In 1978, when the concept of independent films was fairly new, Patrick attended a preliminary meeting to discuss the possibility of having an independent film festival in Utah. Others in the meeting included Sterling van Wagenen, a cousin of Redford’s first wife, Lola van Wagenen.

Patrick said he wanted it to be based around short films. “Sterling said to me, ‘Brian, I know that’s good advice, but we want to do it this way.’ And look at what they’ve done.”

Van Wagenen, with backing from the Utah Film Commission, launched the Utah/U.S. Film Festival later that year in Salt Lake City.

Lory Smith wrote in “Party in a Box” that it was Sydney Pollack’s idea to move the festival from Salt Lake City to Park City.

“You’d be the only film festival in the world held in a ski resort during ski season, and Hollywood would beat down the door to attend,” Pollack said.

The festival built up momentum gradually during the ’80s, adapting and changing with each financial hurdle. It wasn’t until the ’90s that the festival finally hit its stride.

“1989’s festival marked a turning point in the genesis of the festival,” wrote Smith, who is a former festival program director.
That was the year Steven Soderbergh, a one-time festival volunteer driver, premiered his film “Sex, Lies and Videotape.”

Soderbergh’s film won the Audience Award at that year’s festival. The buzz surrounding “Sex, Lies and Videotape” sparked a bidding war among entertainment companies wanting to secure the distribution rights.
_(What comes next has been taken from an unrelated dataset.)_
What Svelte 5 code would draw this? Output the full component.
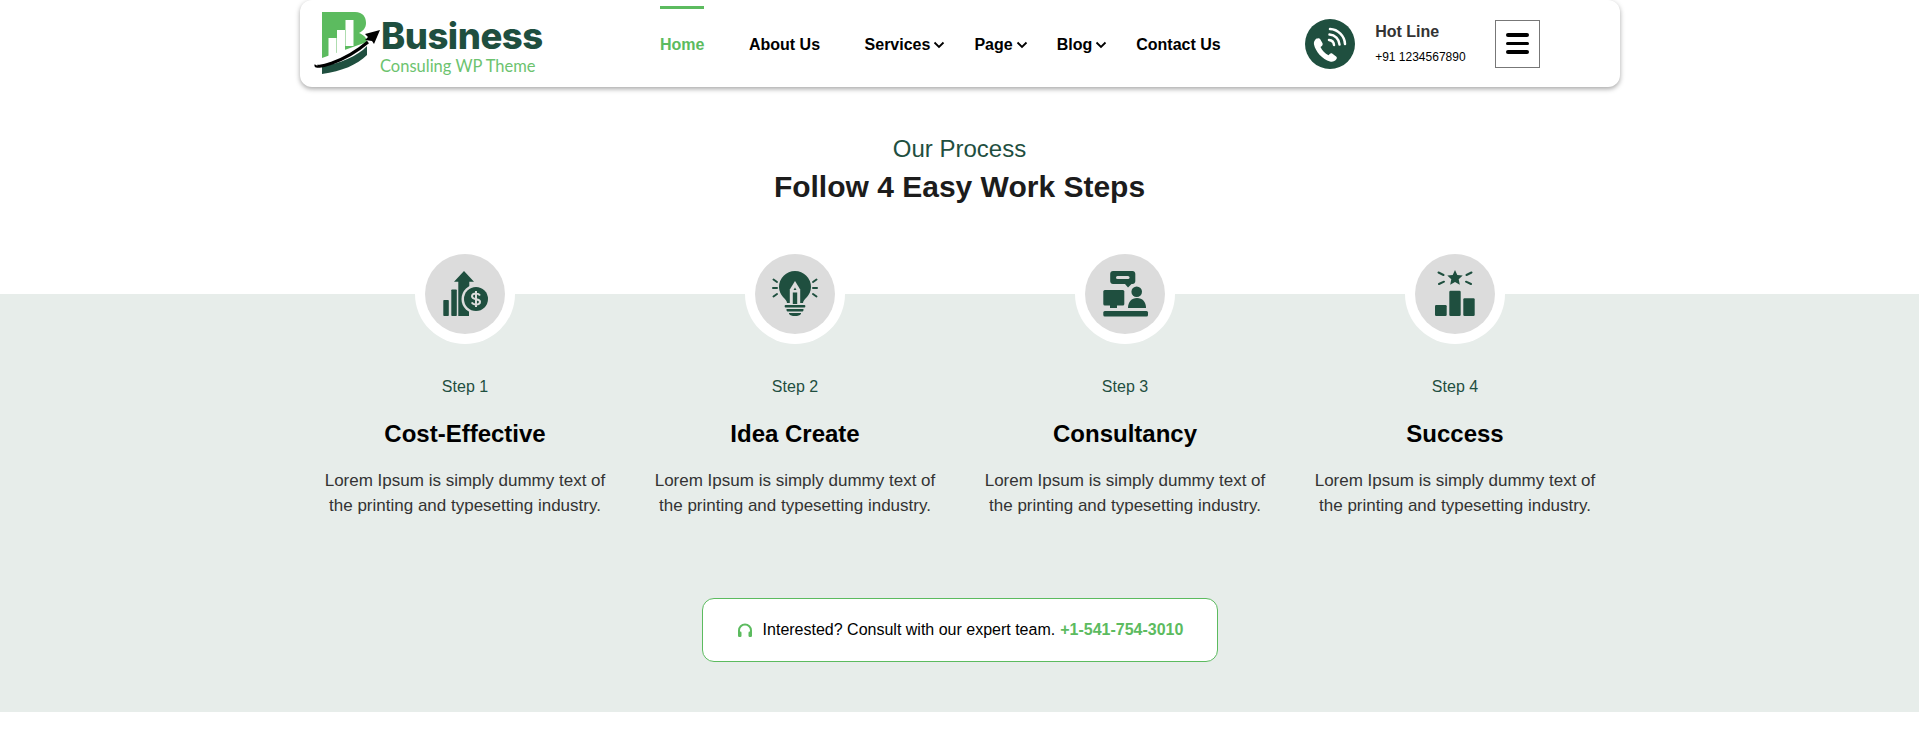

“Sex, Lies and Videotape” was made with an estimated $1.2 million budget and went on to gross more than $24 million in the United States alone.

In 1991, the name of the festival was officially changed to the Sundance Film Festival. Filmmakers and studio executives started to show up in droves — the former hoping to get discovered, the latter looking to snatch up the next low-budget blockbuster.
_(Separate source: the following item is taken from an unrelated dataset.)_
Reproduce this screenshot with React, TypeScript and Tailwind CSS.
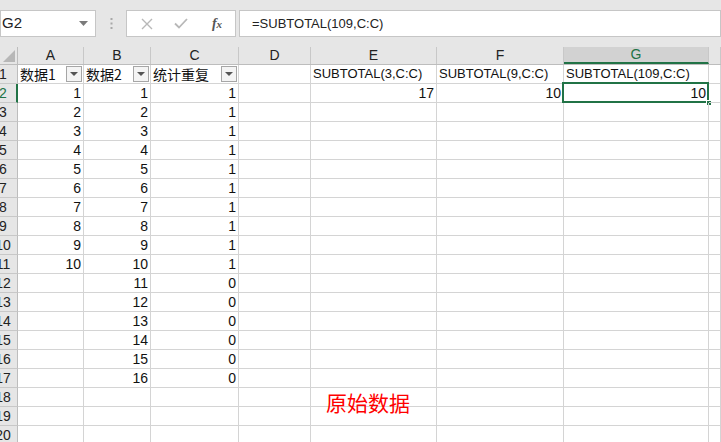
import React from "react";

const cols = ["A", "B", "C", "D", "E", "F", "G", "H"];
const widths = ["w-[66px]", "w-[67px]", "w-[88px]", "w-[72px]", "w-[126px]", "w-[127px]", "w-[145px]", "flex-1"];

const num = "font-['Liberation_Sans',Arial,sans-serif] text-[14px]";
const small = "font-['Liberation_Sans',Arial,sans-serif] text-[13px]";
const cjk = "font-['Noto_Sans_CJK_SC',sans-serif] text-[14px]";

function FilterBtn() {
  return (
    <div className="absolute right-[1px] top-[1px] w-[16px] h-[16px] border border-[#a6a6a6] bg-[#f4f4f4] flex items-center justify-center">
      <svg width="8" height="5" viewBox="0 0 8 5">
        <path d="M0 0 L8 0 L4 4 Z" fill="#555" />
      </svg>
    </div>
  );
}

type Cell = { text?: string; filter?: boolean; cn?: boolean; right?: boolean; sm?: boolean };

function buildRow(r: number): Cell[] {
  const row: Cell[] = cols.map(() => ({}));
  if (r === 1) {
    row[0] = { text: "数据1", filter: true, cn: true };
    row[1] = { text: "数据2", filter: true, cn: true };
    row[2] = { text: "统计重复", filter: true, cn: true };
    row[4] = { text: "SUBTOTAL(3,C:C)", sm: true };
    row[5] = { text: "SUBTOTAL(9,C:C)", sm: true };
    row[6] = { text: "SUBTOTAL(109,C:C)", sm: true };
    return row;
  }
  const n = r - 1;
  if (n <= 10) row[0] = { text: String(n), right: true };
  if (n <= 16) {
    row[1] = { text: String(n), right: true };
    row[2] = { text: n <= 10 ? "1" : "0", right: true };
  }
  if (r === 2) {
    row[4] = { text: "17", right: true };
    row[5] = { text: "10", right: true };
    row[6] = { text: "10", right: true };
  }
  return row;
}

export default function App() {
  const rows = Array.from({ length: 20 }, (_, i) => i + 1);
  return (
    <div className="w-[721px] h-[442px] overflow-hidden bg-white relative">
      {/* formula bar */}
      <div className="h-[47px] bg-[#e6e6e6] flex items-start pt-[10px]">
        <div className="w-[96px] h-[27px] bg-white border border-[#c6c6c6] flex items-center justify-between pl-[1px] pr-[7px]">
          <span className={num + " text-[15px] text-[#222]"}>G2</span>
          <svg width="9" height="5" viewBox="0 0 9 5">
            <path d="M0 0 L9 0 L4.5 5 Z" fill="#7a7a7a" />
          </svg>
        </div>
        <div className="w-[30px] h-[27px] flex items-center justify-center">
          <svg width="3" height="11" viewBox="0 0 3 11">
            <rect x="0.5" y="0" width="2" height="2" fill="#a8a8a8" />
            <rect x="0.5" y="4.5" width="2" height="2" fill="#a8a8a8" />
            <rect x="0.5" y="9" width="2" height="2" fill="#a8a8a8" />
          </svg>
        </div>
        <div className="w-[110px] h-[27px] bg-white border border-[#c6c6c6] flex items-center">
          <div className="w-[36px] flex justify-center pl-[4px]">
            <svg width="12" height="12" viewBox="0 0 12 12">
              <path d="M1 1 L11 11 M11 1 L1 11" stroke="#b8b8b8" strokeWidth="1.4" />
            </svg>
          </div>
          <div className="w-[36px] flex justify-center">
            <svg width="14" height="11" viewBox="0 0 14 11">
              <path d="M1 5.5 L5 9.5 L13 1" stroke="#b8b8b8" strokeWidth="1.8" fill="none" />
            </svg>
          </div>
          <div className="flex-1 flex justify-center">
            <span className="font-['Liberation_Serif',serif] italic text-[14px] text-[#555] font-bold">
              f<span className="text-[11px]">x</span>
            </span>
          </div>
        </div>
        <div className="ml-[3px] flex-1 h-[27px] bg-white border border-[#c6c6c6] flex items-center pl-[12px]">
          <span className={small + " text-[#222]"}>=SUBTOTAL(109,C:C)</span>
        </div>
      </div>

      {/* column headers */}
      <div className="flex h-[18px] bg-[#e6e6e6] border-b border-[#bdbdbd]">
        <div className="w-[18px] h-full border-r border-[#bdbdbd] flex items-end justify-end pr-[2px] pb-[2px]">
          <svg width="12" height="12" viewBox="0 0 12 12">
            <path d="M12 0 L12 12 L0 12 Z" fill="#b7b7b7" />
          </svg>
        </div>
        {cols.map((c, i) => (
          <div
            key={c}
            className={`${widths[i]} h-full border-r border-[#c8c8c8] flex items-center justify-center ${num} ${
              c === "G" ? "bg-[#d2d2d2] text-[#217346] border-b-2 border-b-[#217346]" : "text-[#222]"
            }`}
          >
            {c === "H" ? "" : c}
          </div>
        ))}
      </div>

      {/* rows */}
      {rows.map((r) => {
        const cells = buildRow(r);
        return (
          <div key={r} className="flex h-[19px]">
            <div
              className={`w-[18px] h-full bg-[#e6e6e6] border-b border-[#c8c8c8] overflow-hidden relative ${
                r === 2 ? "border-r-2 border-r-[#217346] bg-[#d2d2d2]" : "border-r border-r-[#bdbdbd]"
              }`}
            >
              <div
                className={`absolute left-[-11px] w-[28px] top-0 h-full flex items-center justify-center ${num} ${
                  r === 2 ? "text-[#217346]" : "text-[#222]"
                }`}
              >
                {r}
              </div>
            </div>
            {cells.map((cell, i) => (
              <div
                key={i}
                className={`${widths[i]} h-full border-r border-b border-[#d4d4d4] relative flex items-center px-[2px] whitespace-nowrap overflow-visible text-[#111] ${
                  cell.right ? "justify-end" : "justify-start"
                } ${cell.cn ? cjk : cell.sm ? small : num}`}
              >
                {cell.text}
                {cell.filter && <FilterBtn />}
                {r === 2 && i === 6 && (
                  <>
                    <div className="absolute left-[-2px] top-[-2px] right-[-1px] bottom-[-1px] border-2 border-[#217346] pointer-events-none" />
                    <div className="absolute right-[-4px] bottom-[-4px] w-[6px] h-[6px] bg-[#217346] border border-white" />
                  </>
                )}
              </div>
            ))}
          </div>
        );
      })}

      {/* floating red text over the grid */}
      <div className="absolute left-[326px] top-[388px] font-['Noto_Sans_CJK_SC',sans-serif] text-[21px] leading-[28px] text-[#ff0000]">
        原始数据
      </div>
    </div>
  );
}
May Bartlett, a sophomore in film and a filmmaker in her own right, has been attending Sundance since she was 12. She doesn’t see the Hollywood invasion of the independent film festival as a bad thing.

“It definitely changes the experience, but I wouldn’t say it cheapens it,” Bartlett said.

For Bartlett, as for many regular festival-goers, the original spirit of Sundance is still alive.

“There’s always a way to get around all of the craziness and just see films, like by going to showings here in Salt Lake,” Bartlett said.

After all, that’s where it all began.